I’ll be at the game with Danno and his family!

I really only know Danno from this blog, although I met him and his wife in an Ottawa pub a few years ago. He’s come to this site for years, he encourages me, we’ve spoken by phone several times, and he’s been a great friend.

Now this. A ticket to the game, an Original Six matchup, and an important game for both teams.

Just a kind and  awesome gesture by Danno to do this. I can’t properly describe what it means to me.

Looking for a big win tonight to make Danno, his dad, and me very happy. (His brother’s a Red Wings fan so I’m hoping for a great game and a loss for him).

Go Habs.

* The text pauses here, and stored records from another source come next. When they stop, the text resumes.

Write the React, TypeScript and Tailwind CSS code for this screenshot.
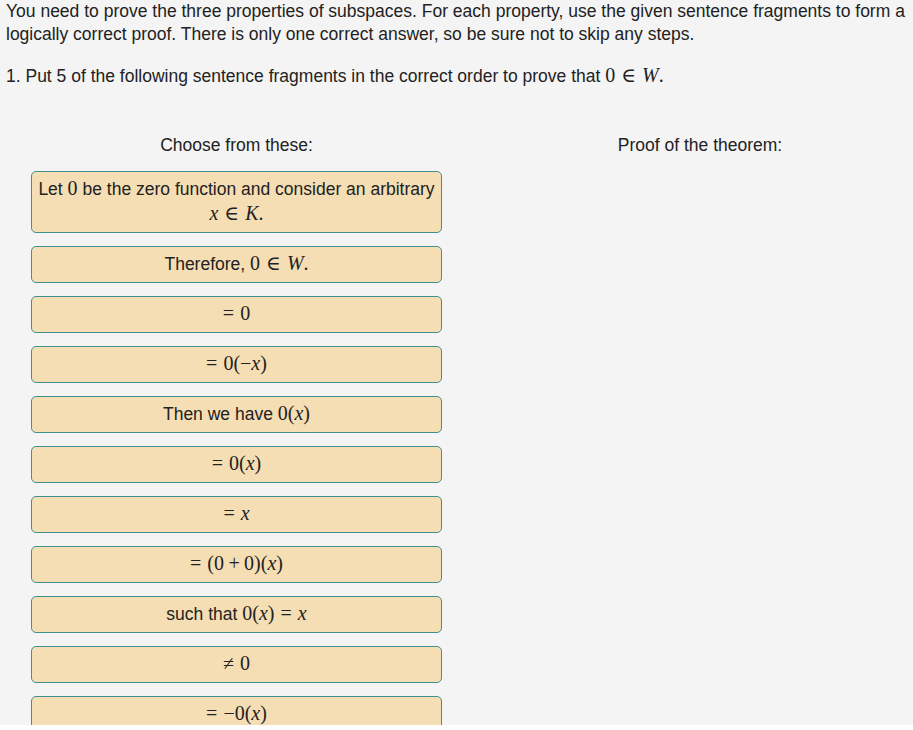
import type { ReactNode } from "react";

// Math pieces: serif face, italic variables, spaced relations/operators
function M({ children }: { children: ReactNode }) {
    return (
        <span className="whitespace-nowrap text-[20px] leading-none [font-family:'Liberation_Serif','DejaVu_Serif',serif]">
            {children}
        </span>
    );
}

function V({ children }: { children: ReactNode }) {
    return <span className="italic">{children}</span>;
}

function Rel({ children, lead = false }: { children: ReactNode; lead?: boolean }) {
    return <span className={lead ? "mr-[0.3em]" : "mx-[0.3em]"}>{children}</span>;
}

function Bin({ children }: { children: ReactNode }) {
    return <span className="mx-[0.22em]">{children}</span>;
}

const fragments: ReactNode[] = [
    <>
        Let <M>0</M> be the zero function and consider an arbitrary{" "}
        <M>
            <V>x</V>
            <Rel>∈</Rel>
            <V>K</V>.
        </M>
    </>,
    <>
        Therefore,{" "}
        <M>
            0<Rel>∈</Rel>
            <V>W</V>.
        </M>
    </>,
    <M>
        <Rel lead>=</Rel>0
    </M>,
    <M>
        <Rel lead>=</Rel>0(−<V>x</V>)
    </M>,
    <>
        Then we have{" "}
        <M>
            0(<V>x</V>)
        </M>
    </>,
    <M>
        <Rel lead>=</Rel>0(<V>x</V>)
    </M>,
    <M>
        <Rel lead>=</Rel>
        <V>x</V>
    </M>,
    <M>
        <Rel lead>=</Rel>(0<Bin>+</Bin>0)(<V>x</V>)
    </M>,
    <>
        such that{" "}
        <M>
            0(<V>x</V>)<Rel>=</Rel>
            <V>x</V>
        </M>
    </>,
    <M>
        <Rel lead>≠</Rel>0
    </M>,
    <M>
        <Rel lead>=</Rel>−0(<V>x</V>)
    </M>,
];

export default function App() {
    return (
        <div className="h-[725px] overflow-hidden bg-[#f4f4f4] text-[17.5px] leading-[23px] text-[#222] [font-family:'Liberation_Sans',Arial,sans-serif]">
            <p className="pl-[6px] pr-[4px]">
                You need to prove the three properties of subspaces. For each property, use the given sentence fragments to form a
                logically correct proof. There is only one correct answer, so be sure not to skip any steps.
            </p>
            <p className="mt-[19px] pl-[6px]">
                1. Put 5 of the following sentence fragments in the correct order to prove that{" "}
                <M>
                    0<Rel>∈</Rel>
                    <V>W</V>.
                </M>
            </p>

            <div className="mt-[46px] flex">
                {/* available fragments */}
                <div className="w-[473px] px-[31px]">
                    <div className="text-center">Choose from these:</div>
                    <div className="mt-[14px] flex flex-col gap-[13px]">
                        {fragments.map((f, i) => (
                            <div
                                key={i}
                                className="rounded-[5px] border border-[#3f9191] bg-[#f5deb3] px-[3px] py-[5px] text-center leading-[25px]"
                            >
                                {f}
                            </div>
                        ))}
                    </div>
                </div>

                {/* drop target */}
                <div className="flex-1 pl-[14px] text-center">Proof of the theorem:</div>
            </div>
        </div>
    );
}
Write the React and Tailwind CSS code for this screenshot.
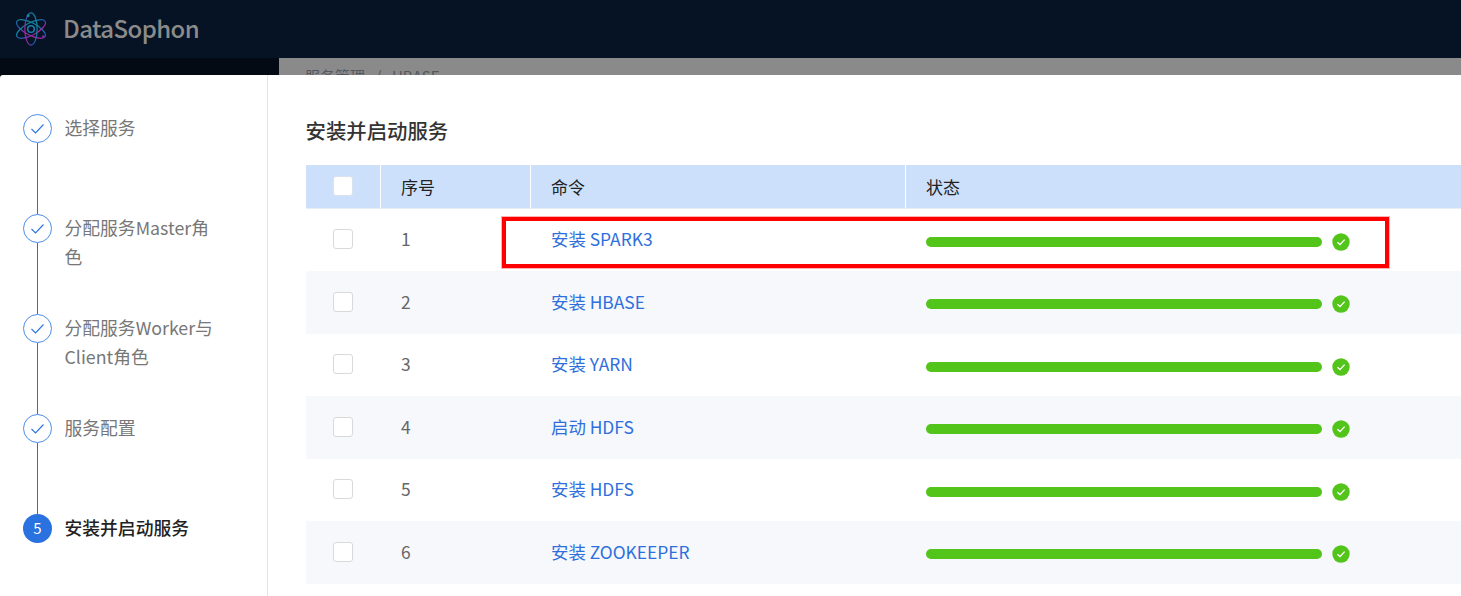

Play hard, don’t get hurt, and if Habs equipment manager Pierre Gervais needs help with the sticks, I’ll be in the building to lend a helping hand.




Thump, Thump, Thump

The Bell Centre is certainly a fine place to see a hockey game. Lively and knowlegeable fans, lots of banners in the rafters, the big CHs at centre ice, Habs jerseys everywhere.

Joie de vivre all around. Go Habs go!

Great to be at. Sensational when the team wins. The best rink on the planet to see a game.

But is the techno music ever freaking loud in there. Maybe it’s why aging ex-Habs aren’t always seen now. They’re probably either at home or in the alumni room, where they can hear themselves think.

Thump, thump, thump, assaulting the eardrums, blasting away. Parents put ear protection on their kids. Adults should wear them too.  The Bell should hand out ear plugs to fans coming in.

I wouldn’t be surprised if those scanned Forum pictures on the walls start falling down.

How come there’s no Stompin’ Tom anymore? How come it has to be this nightclub techno stuff? Stuff that doesn’t stir the soul. Or my soul at least.

I’m sure I’m completely unhip about this. But I’ve done my share of cranking up the tunes, sometimes maybe even causing slight tidal waves on Lake Couchiching. But that was in rooms with not a hockey game within miles.

Am I just too uncool for words?

And while I’m at it – how come I don’t see any programs now?

Now if you’ll excuse me, I need to loosen my suspenders, crank up my Al Jolson’s Greatest Hits album on the fancy phonograph, and groove in the rocking chair until it’s time for my nap.